Can We Give Them Back to Mexico?

Texas has spent hundreds of millions, if not billions of dollars in corporate welfare because of a typographical error in an obscure article:
What if Texas blew billions of dollars because someone misread an obscure business report 15 years ago?

n March, the Observer took a close look at the state’s largest corporate welfare program, the Texas Economic Development Act, which is meant to attract new business to the state by offering companies big breaks on their property tax bills. The program, often called “Chapter 313” after its place in the tax code, was born 15 years ago out of a fear that Texas was losing its competitive edge to Louisiana, Arizona and other states with generous incentives. As we wrote in March:
For years, Texas had been a perennial finalist for the Governor’s Cup, awarded annually by Site Selection magazine to the state with the year’s most million-dollar development projects.
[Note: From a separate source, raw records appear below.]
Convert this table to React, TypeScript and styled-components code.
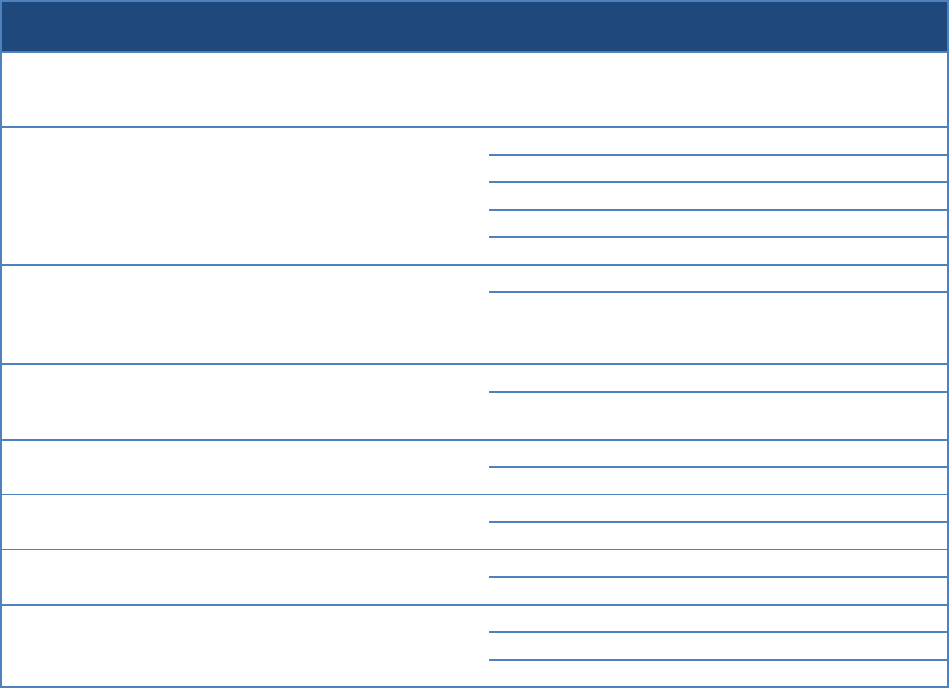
import styled, { createGlobalStyle } from "styled-components";

const GlobalStyle = createGlobalStyle`
  body {
    margin: 0;
    background: #ffffff;
    font-family: "Liberation Sans", Arial, sans-serif;
  }
`;

type RowType = {
  line: number;
  cells: number[];
};

const rows: RowType[] = [
  { line: 2, cells: [73] },
  { line: 2, cells: [26, 25, 26, 25, 26] },
  { line: 2, cells: [25, 70] },
  { line: 2, cells: [26, 46] },
  { line: 2, cells: [25, 26] },
  { line: 1, cells: [26, 26] },
  { line: 1, cells: [26, 26] },
  { line: 2, cells: [25, 26, 25] },
];

export default function App() {
  return (
    <>
      <GlobalStyle />
      <Table>
        <HeaderRow />
        {rows.map((row, i) => (
          <Row key={i} $line={row.line}>
            <LeftCell />
            <RightCell>
              {row.cells.map((h, j) => (
                <SubCell key={j} $height={h} $first={j === 0} />
              ))}
            </RightCell>
          </Row>
        ))}
      </Table>
    </>
  );
}

const Table = styled.div`
  width: 945px;
  border: 2px solid #4f81bd;
  display: flex;
  flex-direction: column;
`;

const HeaderRow = styled.div`
  height: 49px;
  background-color: #1f497d;
`;

const Row = styled.div<{ $line: number }>`
  display: flex;
  border-top: ${(p) => p.$line}px solid #4f81bd;
`;

const LeftCell = styled.div`
  width: 487px;
  flex-shrink: 0;
`;

const RightCell = styled.div`
  flex: 1;
  display: flex;
  flex-direction: column;
`;

const SubCell = styled.div<{ $height: number; $first: boolean }>`
  height: ${(p) => p.$height}px;
  border-top: ${(p) => (p.$first ? "none" : "2px solid #4f81bd")};
`;
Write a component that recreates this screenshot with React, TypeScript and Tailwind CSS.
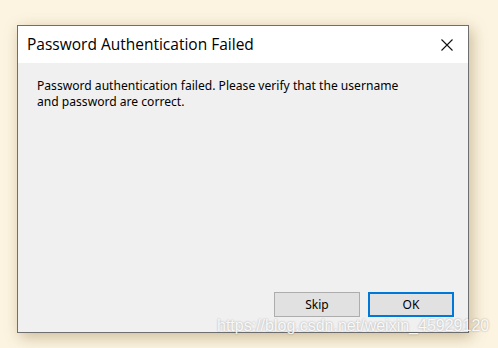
import React from "react";

export default function App() {
  return (
    <div className="relative w-[498px] h-[348px] overflow-hidden bg-[#fcf4e1] pt-[25px] pl-[17px]">
      <div className="w-[452px] h-[308px] border border-[#6e6e6e] bg-[#f0f0f0] flex flex-col shadow-[3px_4px_14px_rgba(110,80,20,0.35)]">
        <div className="h-[37px] bg-white flex items-center justify-between pl-[9px] pr-[15px]">
          <span className="text-[15.5px] text-black" style={{ fontFamily: '"Open Sans", "Noto Sans", sans-serif' }}>
            Password Authentication Failed
          </span>
          <svg width="12" height="12" viewBox="0 0 12 12">
            <path d="M0.5 0.5 L11.5 11.5 M11.5 0.5 L0.5 11.5" stroke="#111" strokeWidth="1.1" />
          </svg>
        </div>
        <div className="flex-1 flex flex-col justify-between pl-[19px] pr-[14px] pt-[15px] pb-[15px]">
          <p className="text-[12.1px] leading-[16px] text-black w-[370px]" style={{ fontFamily: '"Noto Sans", "Open Sans", sans-serif' }}>
            Password authentication failed. Please verify that the username and password are correct.
          </p>
          <div className="flex justify-end gap-[8px]">
            <button className="w-[86px] h-[25px] bg-[#e1e1e1] border border-[#adadad] text-[12px] text-black" style={{ fontFamily: '"Noto Sans", sans-serif' }}>
              Skip
            </button>
            <button className="w-[86px] h-[25px] bg-[#e1e1e1] border-2 border-[#0078d7] text-[12px] text-black" style={{ fontFamily: '"Noto Sans", sans-serif' }}>
              OK
            </button>
          </div>
        </div>
      </div>
      <div
        className="absolute left-[217px] top-[317px] text-[16px] leading-[18px] text-white/90 [text-shadow:0_0_2px_rgba(0,0,0,0.35)]"
        style={{ fontFamily: '"Liberation Sans", Arial, sans-serif' }}
      >
        https://blog.csdn.net/weixin_45929120
      </div>
    </div>
  );
}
But by 2000, Texas had dropped to 37th.
That was a key piece of evidence used by proponents of the program to sway lawmakers. First cited at a committee meeting at the Capitol in 2001, the No. 37 ranking was later repeated by lawmakers, nonprofits and media outlets (including this one) dozens of times.

But according to a new Senate committee report, that number was wildly inaccurate.


………

Lieutenant Governor Dan Patrick included a review of the Chapter 313 program in his interim charges for the Legislature, and the Senate Committee on Natural Resources and Economic Development released its findings in mid-November. The report is critical of the program for a number of reasons, but its greatest revelation is that Chapter 313 was initially sold to lawmakers on a lie — or, at least, a typo.

………

“The unavoidable conclusion,” according to the report, “is that the case for passing the largest economic development incentive program in the State’s history may have been based on the fear incited by a magazine’s typographical error.”



Of course, spending taxpayer money on rich people is a part of Texas' political DNA.

I wonder how much we would have to pay Mexico to take it back.